This review may contain spoilers. I can handle the truth.
josh lewis’s review published on Letterboxd:
This review may contain spoilers.
i imagine people hoping for Unbreakable or Signs or The Village era shyamalan will be disappointed that this is much closer to a strange hybrid between the equally goofy and chilling mood of unreality amidst social breakdown in The Happening and the familial breakdown/estrangement/tragedy as conceptual genre exercise in The Visit. but if that appeals to you (as it did to me) i think there's a lot to love here. namely the formal presentation of the premise itself; beautiful 35mm imagery of the elemental serving as this "natural", neutral force of power vs. a never-ending series of intentionally orchestrated, perversely emotional body horror setpieces trapped inside that imagery. where mortality and decades of life experience is collapsed into a not just a cleverly accelerated logistical timeframe but sometimes a single roaming, slow-pan tracking shot. there's a visceral impact to its genre shocks (that reveal of the belly nearly knocked me out of my seat) and an emotional clarity to the human faces reacting to the incomprehensibility of them in all matter of unbearably fragmented close-ups.

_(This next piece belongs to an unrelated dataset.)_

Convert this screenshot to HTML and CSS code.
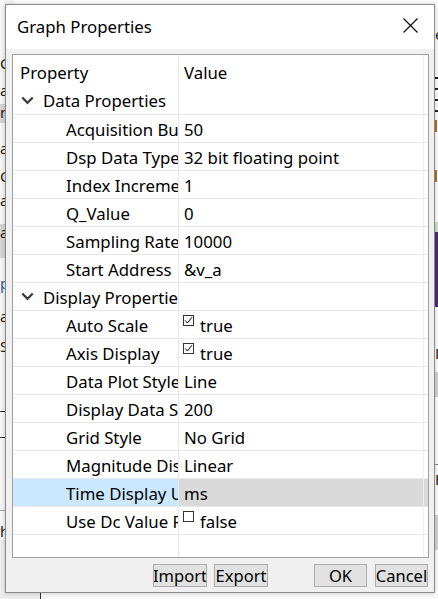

but of course this wouldn't be shyamalan unless these horrors weren't also a (literal) test of what people are capable of overcoming under exceptional circumstances; how much we can physically/emotionally endure in microcosm so that the broader picture is one still of catharsis, or at the very least acceptance. and there are some really beautiful moments between characters here who over the course of the film change not just forms but minds, all the while still desperately reaching and feeling for each other based on their history together. on first watch im a bit fascinated with choice of finale (kind of like i was with Glass, but eventually came around to appreciating) which i think feels strangely clean and easy on immediate viewing but in thinking it through is still quite harrowing. anyone who's studied the basics of research ethics might find it an obvious, simplistic turn but personally i found the choice of intimate POV with the characters trying to make sense of it on the ground level before suddenly widening the distance like those experiences meant nothing now that they're over incredibly scary. "stop wishing away this moment."